What the task requires - In the copy, keep every record exact and leave out all images.

START

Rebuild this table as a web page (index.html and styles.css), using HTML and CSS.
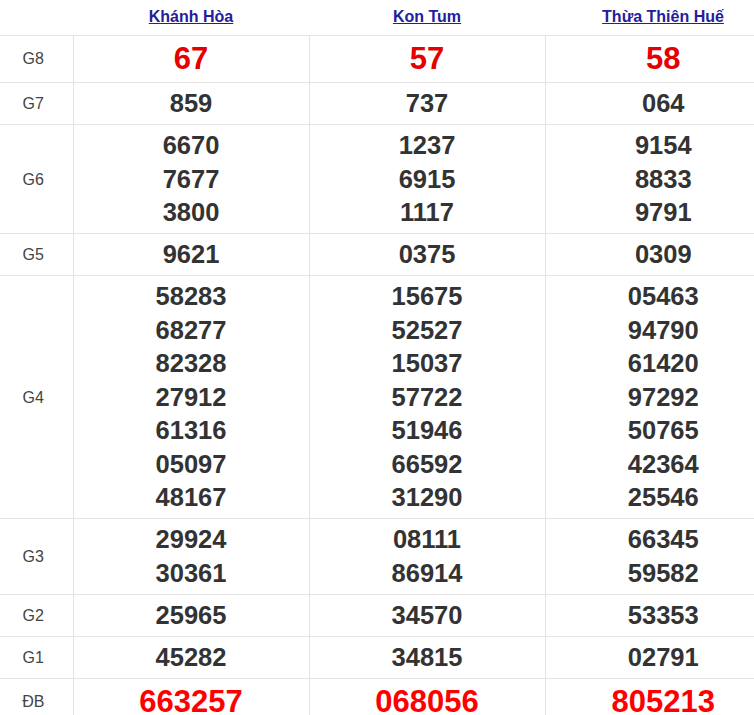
FILE: index.html
```html
<!DOCTYPE html>
<html lang="vi">
<head>
<meta charset="utf-8">
<title>XSMT</title>
<link rel="stylesheet" href="styles.css">
</head>
<body>
<table class="kq">
  <thead>
    <tr class="head">
      <th class="lbl"></th>
      <th><a href="#">Khánh Hòa</a></th>
      <th><a href="#">Kon Tum</a></th>
      <th><a href="#">Thừa Thiên Huế</a></th>
    </tr>
  </thead>
  <tbody>
    <tr class="g8">
      <td class="lbl">G8</td>
      <td><div>67</div></td>
      <td><div>57</div></td>
      <td><div>58</div></td>
    </tr>
    <tr>
      <td class="lbl">G7</td>
      <td><div>859</div></td>
      <td><div>737</div></td>
      <td><div>064</div></td>
    </tr>
    <tr>
      <td class="lbl">G6</td>
      <td><div>6670</div><div>7677</div><div>3800</div></td>
      <td><div>1237</div><div>6915</div><div>1117</div></td>
      <td><div>9154</div><div>8833</div><div>9791</div></td>
    </tr>
    <tr>
      <td class="lbl">G5</td>
      <td><div>9621</div></td>
      <td><div>0375</div></td>
      <td><div>0309</div></td>
    </tr>
    <tr>
      <td class="lbl">G4</td>
      <td><div>58283</div><div>68277</div><div>82328</div><div>27912</div><div>61316</div><div>05097</div><div>48167</div></td>
      <td><div>15675</div><div>52527</div><div>15037</div><div>57722</div><div>51946</div><div>66592</div><div>31290</div></td>
      <td><div>05463</div><div>94790</div><div>61420</div><div>97292</div><div>50765</div><div>42364</div><div>25546</div></td>
    </tr>
    <tr>
      <td class="lbl">G3</td>
      <td><div>29924</div><div>30361</div></td>
      <td><div>08111</div><div>86914</div></td>
      <td><div>66345</div><div>59582</div></td>
    </tr>
    <tr>
      <td class="lbl">G2</td>
      <td><div>25965</div></td>
      <td><div>34570</div></td>
      <td><div>53353</div></td>
    </tr>
    <tr>
      <td class="lbl">G1</td>
      <td><div>45282</div></td>
      <td><div>34815</div></td>
      <td><div>02791</div></td>
    </tr>
    <tr class="db">
      <td class="lbl">ĐB</td>
      <td><div>663257</div></td>
      <td><div>068056</div></td>
      <td><div>805213</div></td>
    </tr>
  </tbody>
</table>
</body>
</html>
```

FILE: styles.css
```css
html, body {
  margin: 0;
  padding: 0;
  background: #fff;
  overflow: hidden;
}
body {
  font-family: "Liberation Sans", Arial, sans-serif;
  color: #333;
}
.kq {
  border-collapse: collapse;
  table-layout: fixed;
  width: 781px;
}
.kq th, .kq td {
  padding: 0;
  text-align: center;
  vertical-align: middle;
}
.kq .head th {
  height: 33px;
  padding-bottom: 2px;
  border-bottom: 1px solid #e4e4e4;
  font-size: 16px;
  font-weight: bold;
}
.kq .head a {
  color: #23209c;
  text-decoration: underline;
}
.kq tbody td {
  border-bottom: 1px solid #e4e4e4;
  border-left: 1px solid #e4e4e4;
  padding: 4px 0 3.5px;
  font-size: 25.5px;
  font-weight: bold;
  line-height: 33.5px;
  color: #333;
}
.kq tbody tr.g8 td {
  font-size: 31px;
  line-height: 38.5px;
  color: #e60000;
}
.kq tbody tr.db td {
  font-size: 31px;
  line-height: 38.5px;
  color: #f00;
}
.kq .head th.lbl {
  width: 67px;
  padding-right: 6px;
}
.kq tbody tr td.lbl {
  width: 67px;
  padding-right: 6px;
  border-left: none;
  font-size: 16px;
  font-weight: normal;
  color: #444;
}
```
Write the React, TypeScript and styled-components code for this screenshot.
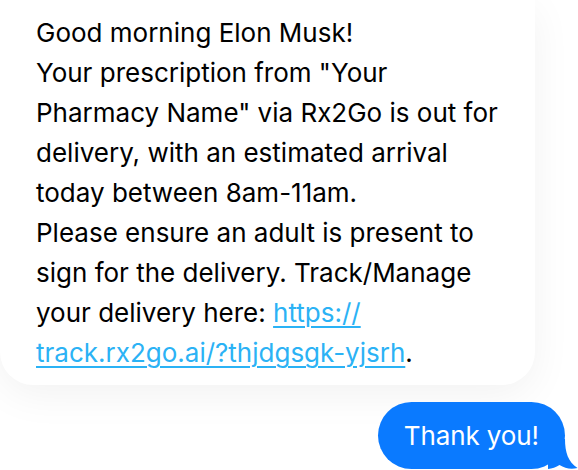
import React from "react";
import styled, { createGlobalStyle } from "styled-components";

const Global = createGlobalStyle`
  html, body {
    margin: 0;
    padding: 0;
    background: #ffffff;
    overflow: hidden;
  }
  body {
    font-family: Inter, "Noto Sans", "Liberation Sans", sans-serif;
    -webkit-font-smoothing: antialiased;
  }
`;

const Thread = styled.div`
  width: 578px;
  height: 470px;
  display: flex;
  flex-direction: column;
  align-items: flex-start;
  gap: 17px;
  overflow: hidden;
`;

const Received = styled.div`
  width: 535px;
  box-sizing: border-box;
  padding: 13px 16px 12px 36px;
  background: #ffffff;
  border-radius: 0 0 33px 33px;
  box-shadow: 0 10px 40px rgba(0, 0, 0, 0.055);
  font-size: 26px;
  line-height: 40px;
  color: #000000;
  white-space: nowrap;
`;

const Link = styled.a`
  color: #2bb2f5;
  text-decoration: underline;
  text-decoration-thickness: 2px;
  text-underline-offset: 4px;
`;

const Sent = styled.div`
  position: relative;
  align-self: flex-end;
  margin-right: 13px;
  height: 67px;
  box-sizing: border-box;
  padding: 0 26px;
  display: flex;
  align-items: center;
  background: #0a7aff;
  color: #ffffff;
  border-radius: 34px;
  font-size: 26px;
  letter-spacing: -0.1px;
`;

const Tail = styled.svg`
  position: absolute;
  right: -13px;
  bottom: 0;
  width: 30px;
  height: 30px;
`;

export default function App() {
  return (
    <>
      <Global />
      <Thread>
        <Received>
          Good morning Elon Musk!
          <br />
          Your prescription from "Your
          <br />
          Pharmacy Name" via Rx2Go is out for
          <br />
          delivery, with an estimated arrival
          <br />
          today between 8am-11am.
          <br />
          Please ensure an adult is present to
          <br />
          sign for the delivery. Track/Manage
          <br />
          your delivery here: <Link href="#">https://</Link>
          <br />
          <Link href="#">track.rx2go.ai/?thjdgsgk-yjsrh</Link>.
        </Received>
        <Sent>
          Thank you!
          <Tail viewBox="0 0 30 30" aria-hidden="true">
            <path
              d="M 10 0 L 17 0 C 17 13 20 23 29.5 29 C 23 30.5 17 29.5 11.5 26 C 8 28.5 4 29.6 0 30 L 0 0 Z"
              fill="#0a7aff"
            />
          </Tail>
        </Sent>
      </Thread>
    </>
  );
}
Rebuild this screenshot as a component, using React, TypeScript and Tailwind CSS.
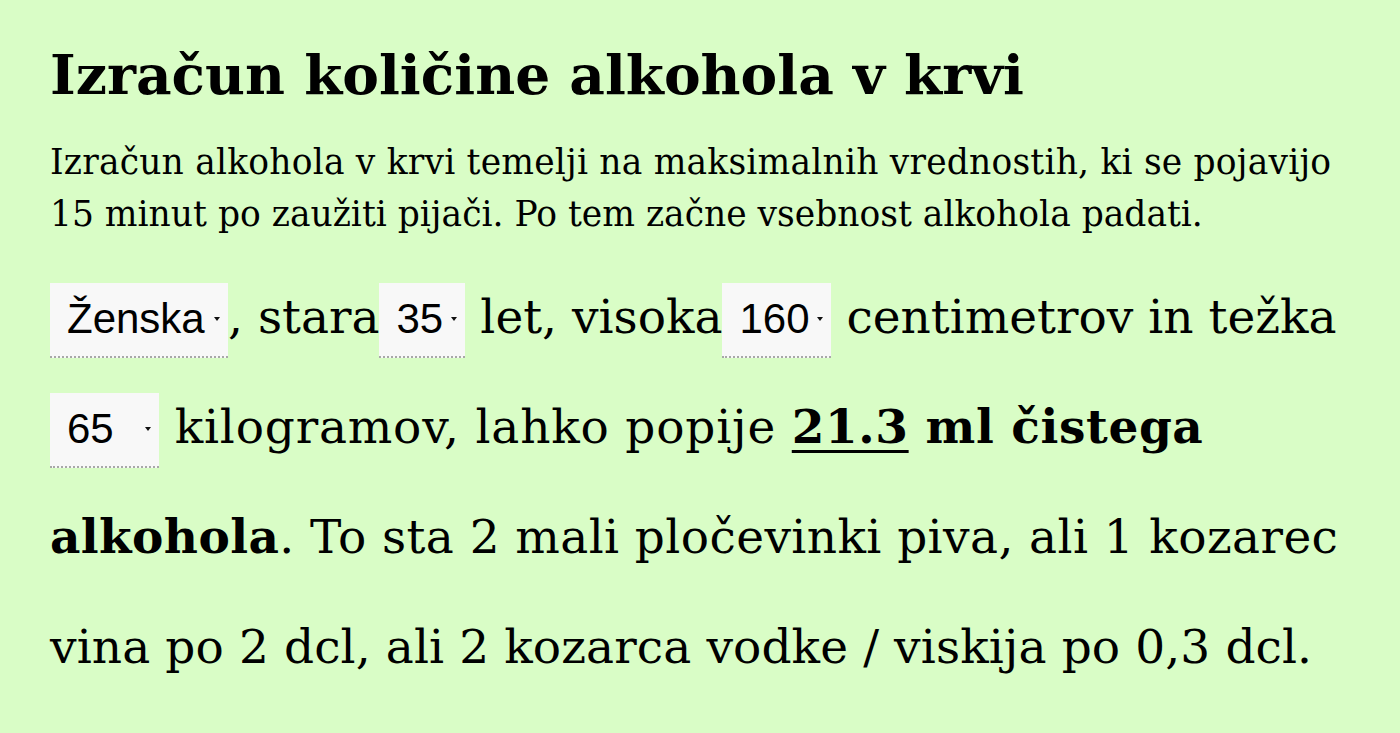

END

Right answer -
Rebuild this table as a web page (index.html and styles.css), using HTML and CSS.
FILE: index.html
```html
<!DOCTYPE html>
<html lang="vi">
<head>
<meta charset="utf-8">
<title>XSMT</title>
<link rel="stylesheet" href="styles.css">
</head>
<body>
<table class="kq">
  <thead>
    <tr class="head">
      <th class="lbl"></th>
      <th><a href="#">Khánh Hòa</a></th>
      <th><a href="#">Kon Tum</a></th>
      <th><a href="#">Thừa Thiên Huế</a></th>
    </tr>
  </thead>
  <tbody>
    <tr class="g8">
      <td class="lbl">G8</td>
      <td><div>67</div></td>
      <td><div>57</div></td>
      <td><div>58</div></td>
    </tr>
    <tr>
      <td class="lbl">G7</td>
      <td><div>859</div></td>
      <td><div>737</div></td>
      <td><div>064</div></td>
    </tr>
    <tr>
      <td class="lbl">G6</td>
      <td><div>6670</div><div>7677</div><div>3800</div></td>
      <td><div>1237</div><div>6915</div><div>1117</div></td>
      <td><div>9154</div><div>8833</div><div>9791</div></td>
    </tr>
    <tr>
      <td class="lbl">G5</td>
      <td><div>9621</div></td>
      <td><div>0375</div></td>
      <td><div>0309</div></td>
    </tr>
    <tr>
      <td class="lbl">G4</td>
      <td><div>58283</div><div>68277</div><div>82328</div><div>27912</div><div>61316</div><div>05097</div><div>48167</div></td>
      <td><div>15675</div><div>52527</div><div>15037</div><div>57722</div><div>51946</div><div>66592</div><div>31290</div></td>
      <td><div>05463</div><div>94790</div><div>61420</div><div>97292</div><div>50765</div><div>42364</div><div>25546</div></td>
    </tr>
    <tr>
      <td class="lbl">G3</td>
      <td><div>29924</div><div>30361</div></td>
      <td><div>08111</div><div>86914</div></td>
      <td><div>66345</div><div>59582</div></td>
    </tr>
    <tr>
      <td class="lbl">G2</td>
      <td><div>25965</div></td>
      <td><div>34570</div></td>
      <td><div>53353</div></td>
    </tr>
    <tr>
      <td class="lbl">G1</td>
      <td><div>45282</div></td>
      <td><div>34815</div></td>
      <td><div>02791</div></td>
    </tr>
    <tr class="db">
      <td class="lbl">ĐB</td>
      <td><div>663257</div></td>
      <td><div>068056</div></td>
      <td><div>805213</div></td>
    </tr>
  </tbody>
</table>
</body>
</html>
```

FILE: styles.css
```css
html, body {
  margin: 0;
  padding: 0;
  background: #fff;
  overflow: hidden;
}
body {
  font-family: "Liberation Sans", Arial, sans-serif;
  color: #333;
}
.kq {
  border-collapse: collapse;
  table-layout: fixed;
  width: 781px;
}
.kq th, .kq td {
  padding: 0;
  text-align: center;
  vertical-align: middle;
}
.kq .head th {
  height: 33px;
  padding-bottom: 2px;
  border-bottom: 1px solid #e4e4e4;
  font-size: 16px;
  font-weight: bold;
}
.kq .head a {
  color: #23209c;
  text-decoration: underline;
}
.kq tbody td {
  border-bottom: 1px solid #e4e4e4;
  border-left: 1px solid #e4e4e4;
  padding: 4px 0 3.5px;
  font-size: 25.5px;
  font-weight: bold;
  line-height: 33.5px;
  color: #333;
}
.kq tbody tr.g8 td {
  font-size: 31px;
  line-height: 38.5px;
  color: #e60000;
}
.kq tbody tr.db td {
  font-size: 31px;
  line-height: 38.5px;
  color: #f00;
}
.kq .head th.lbl {
  width: 67px;
  padding-right: 6px;
}
.kq tbody tr td.lbl {
  width: 67px;
  padding-right: 6px;
  border-left: none;
  font-size: 16px;
  font-weight: normal;
  color: #444;
}
```
Write the React, TypeScript and styled-components code for this screenshot.
import React from "react";
import styled, { createGlobalStyle } from "styled-components";

const Global = createGlobalStyle`
  html, body {
    margin: 0;
    padding: 0;
    background: #ffffff;
    overflow: hidden;
  }
  body {
    font-family: Inter, "Noto Sans", "Liberation Sans", sans-serif;
    -webkit-font-smoothing: antialiased;
  }
`;

const Thread = styled.div`
  width: 578px;
  height: 470px;
  display: flex;
  flex-direction: column;
  align-items: flex-start;
  gap: 17px;
  overflow: hidden;
`;

const Received = styled.div`
  width: 535px;
  box-sizing: border-box;
  padding: 13px 16px 12px 36px;
  background: #ffffff;
  border-radius: 0 0 33px 33px;
  box-shadow: 0 10px 40px rgba(0, 0, 0, 0.055);
  font-size: 26px;
  line-height: 40px;
  color: #000000;
  white-space: nowrap;
`;

const Link = styled.a`
  color: #2bb2f5;
  text-decoration: underline;
  text-decoration-thickness: 2px;
  text-underline-offset: 4px;
`;

const Sent = styled.div`
  position: relative;
  align-self: flex-end;
  margin-right: 13px;
  height: 67px;
  box-sizing: border-box;
  padding: 0 26px;
  display: flex;
  align-items: center;
  background: #0a7aff;
  color: #ffffff;
  border-radius: 34px;
  font-size: 26px;
  letter-spacing: -0.1px;
`;

const Tail = styled.svg`
  position: absolute;
  right: -13px;
  bottom: 0;
  width: 30px;
  height: 30px;
`;

export default function App() {
  return (
    <>
      <Global />
      <Thread>
        <Received>
          Good morning Elon Musk!
          <br />
          Your prescription from "Your
          <br />
          Pharmacy Name" via Rx2Go is out for
          <br />
          delivery, with an estimated arrival
          <br />
          today between 8am-11am.
          <br />
          Please ensure an adult is present to
          <br />
          sign for the delivery. Track/Manage
          <br />
          your delivery here: <Link href="#">https://</Link>
          <br />
          <Link href="#">track.rx2go.ai/?thjdgsgk-yjsrh</Link>.
        </Received>
        <Sent>
          Thank you!
          <Tail viewBox="0 0 30 30" aria-hidden="true">
            <path
              d="M 10 0 L 17 0 C 17 13 20 23 29.5 29 C 23 30.5 17 29.5 11.5 26 C 8 28.5 4 29.6 0 30 L 0 0 Z"
              fill="#0a7aff"
            />
          </Tail>
        </Sent>
      </Thread>
    </>
  );
}
Rebuild this screenshot as a component, using React, TypeScript and Tailwind CSS.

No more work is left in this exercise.